╭─ Dataset extract
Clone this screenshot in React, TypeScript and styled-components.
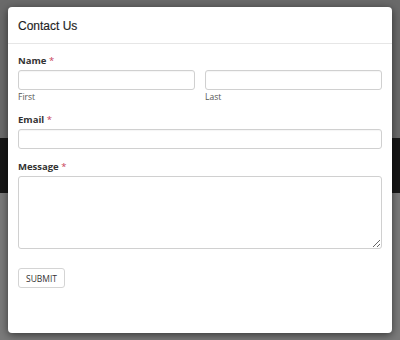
import React from "react";
import styled, { createGlobalStyle } from "styled-components";

const GlobalStyle = createGlobalStyle`
    html, body {
        margin: 0;
        padding: 0;
    }
    * {
        box-sizing: border-box;
    }
`;

const Page = styled.div`
    position: relative;
    width: 400px;
    height: 340px;
    overflow: hidden;
    background: #6c6c6c;
    display: flex;
    flex-direction: column;
`;

const PageTop = styled.div`
    height: 138px;
    background: #6a6a6a;
`;

const PageBand = styled.div`
    height: 55px;
    background: #161616;
`;

const PageRest = styled.div`
    flex: 1;
    background: #7a7a7a;
`;

const Modal = styled.div`
    position: absolute;
    top: 7px;
    left: 8px;
    width: 384px;
    height: 326px;
    background: #fff;
    border-radius: 4px;
    box-shadow: 0 2px 8px rgba(0, 0, 0, 0.55);
    display: flex;
    flex-direction: column;
`;

const ModalHeader = styled.div`
    height: 37px;
    padding: 0 10px;
    display: flex;
    align-items: center;
    border-bottom: 1px solid #e6e6e6;
`;

const Title = styled.h4`
    margin: 0;
    padding-top: 1px;
    font-family: "Liberation Sans", Arial, sans-serif;
    font-size: 12px;
    font-weight: normal;
    color: #1e1e1e;
    -webkit-text-stroke: 0.15px #1e1e1e;
`;

const ModalBody = styled.form`
    padding: 10px 10px;
    display: flex;
    flex-direction: column;
`;

const Field = styled.div<{ $gap?: number }>`
    margin-bottom: ${(p) => p.$gap ?? 0}px;
`;

const Label = styled.label`
    display: block;
    font-family: "Open Sans", "DejaVu Sans", sans-serif;
    font-size: 9.5px;
    font-weight: 700;
    line-height: 13px;
    color: #333;
    margin-bottom: 3px;

    span {
        color: #c8415a;
        font-weight: 400;
    }
`;

const NameRow = styled.div`
    display: grid;
    grid-template-columns: 1fr 1fr;
    gap: 10px;
`;

const Input = styled.input`
    display: block;
    width: 100%;
    height: 20px;
    margin: 0;
    border: 1px solid #d0d0d0;
    border-radius: 3px;
    background: #fff;
    box-shadow: inset 0 1px 1px rgba(0, 0, 0, 0.04);
`;

const TextArea = styled.textarea`
    display: block;
    width: 100%;
    height: 73px;
    margin: 0;
    border: 1px solid #d0d0d0;
    border-radius: 3px;
    background: #fff;
    resize: vertical;
`;

const SubLabel = styled.div`
    font-family: "Open Sans", "DejaVu Sans", sans-serif;
    font-size: 8.5px;
    line-height: 11px;
    color: #555;
    margin-top: 1px;
`;

const SubmitButton = styled.button`
    align-self: flex-start;
    height: 20px;
    padding: 0 7px;
    font-family: "Open Sans", "DejaVu Sans", sans-serif;
    font-size: 8.5px;
    color: #333;
    background: #fff;
    border: 1px solid #d4d4d4;
    border-radius: 3px;
`;

const App = () => {
    return <>
        <GlobalStyle />
        <Page>
            <PageTop />
            <PageBand />
            <PageRest />
            <Modal>
                <ModalHeader>
                    <Title>Contact Us</Title>
                </ModalHeader>
                <ModalBody onSubmit={(e) => e.preventDefault()}>
                    <Field $gap={11}>
                        <Label>Name <span>*</span></Label>
                        <NameRow>
                            <div>
                                <Input type="text" />
                                <SubLabel>First</SubLabel>
                            </div>
                            <div>
                                <Input type="text" />
                                <SubLabel>Last</SubLabel>
                            </div>
                        </NameRow>
                    </Field>
                    <Field $gap={11}>
                        <Label>Email <span>*</span></Label>
                        <Input type="email" />
                    </Field>
                    <Field $gap={19}>
                        <Label>Message <span>*</span></Label>
                        <TextArea />
                    </Field>
                    <SubmitButton type="submit">SUBMIT</SubmitButton>
                </ModalBody>
            </Modal>
        </Page>
    </>
}

export default App;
╰─
### Exercise aim
Without including any pictures, print all of the material exactly as given.

### Written solution
Clone this screenshot in React, TypeScript and styled-components.
import React from "react";
import styled, { createGlobalStyle } from "styled-components";

const GlobalStyle = createGlobalStyle`
    html, body {
        margin: 0;
        padding: 0;
    }
    * {
        box-sizing: border-box;
    }
`;

const Page = styled.div`
    position: relative;
    width: 400px;
    height: 340px;
    overflow: hidden;
    background: #6c6c6c;
    display: flex;
    flex-direction: column;
`;

const PageTop = styled.div`
    height: 138px;
    background: #6a6a6a;
`;

const PageBand = styled.div`
    height: 55px;
    background: #161616;
`;

const PageRest = styled.div`
    flex: 1;
    background: #7a7a7a;
`;

const Modal = styled.div`
    position: absolute;
    top: 7px;
    left: 8px;
    width: 384px;
    height: 326px;
    background: #fff;
    border-radius: 4px;
    box-shadow: 0 2px 8px rgba(0, 0, 0, 0.55);
    display: flex;
    flex-direction: column;
`;

const ModalHeader = styled.div`
    height: 37px;
    padding: 0 10px;
    display: flex;
    align-items: center;
    border-bottom: 1px solid #e6e6e6;
`;

const Title = styled.h4`
    margin: 0;
    padding-top: 1px;
    font-family: "Liberation Sans", Arial, sans-serif;
    font-size: 12px;
    font-weight: normal;
    color: #1e1e1e;
    -webkit-text-stroke: 0.15px #1e1e1e;
`;

const ModalBody = styled.form`
    padding: 10px 10px;
    display: flex;
    flex-direction: column;
`;

const Field = styled.div<{ $gap?: number }>`
    margin-bottom: ${(p) => p.$gap ?? 0}px;
`;

const Label = styled.label`
    display: block;
    font-family: "Open Sans", "DejaVu Sans", sans-serif;
    font-size: 9.5px;
    font-weight: 700;
    line-height: 13px;
    color: #333;
    margin-bottom: 3px;

    span {
        color: #c8415a;
        font-weight: 400;
    }
`;

const NameRow = styled.div`
    display: grid;
    grid-template-columns: 1fr 1fr;
    gap: 10px;
`;

const Input = styled.input`
    display: block;
    width: 100%;
    height: 20px;
    margin: 0;
    border: 1px solid #d0d0d0;
    border-radius: 3px;
    background: #fff;
    box-shadow: inset 0 1px 1px rgba(0, 0, 0, 0.04);
`;

const TextArea = styled.textarea`
    display: block;
    width: 100%;
    height: 73px;
    margin: 0;
    border: 1px solid #d0d0d0;
    border-radius: 3px;
    background: #fff;
    resize: vertical;
`;

const SubLabel = styled.div`
    font-family: "Open Sans", "DejaVu Sans", sans-serif;
    font-size: 8.5px;
    line-height: 11px;
    color: #555;
    margin-top: 1px;
`;

const SubmitButton = styled.button`
    align-self: flex-start;
    height: 20px;
    padding: 0 7px;
    font-family: "Open Sans", "DejaVu Sans", sans-serif;
    font-size: 8.5px;
    color: #333;
    background: #fff;
    border: 1px solid #d4d4d4;
    border-radius: 3px;
`;

const App = () => {
    return <>
        <GlobalStyle />
        <Page>
            <PageTop />
            <PageBand />
            <PageRest />
            <Modal>
                <ModalHeader>
                    <Title>Contact Us</Title>
                </ModalHeader>
                <ModalBody onSubmit={(e) => e.preventDefault()}>
                    <Field $gap={11}>
                        <Label>Name <span>*</span></Label>
                        <NameRow>
                            <div>
                                <Input type="text" />
                                <SubLabel>First</SubLabel>
                            </div>
                            <div>
                                <Input type="text" />
                                <SubLabel>Last</SubLabel>
                            </div>
                        </NameRow>
                    </Field>
                    <Field $gap={11}>
                        <Label>Email <span>*</span></Label>
                        <Input type="email" />
                    </Field>
                    <Field $gap={19}>
                        <Label>Message <span>*</span></Label>
                        <TextArea />
                    </Field>
                    <SubmitButton type="submit">SUBMIT</SubmitButton>
                </ModalBody>
            </Modal>
        </Page>
    </>
}

export default App;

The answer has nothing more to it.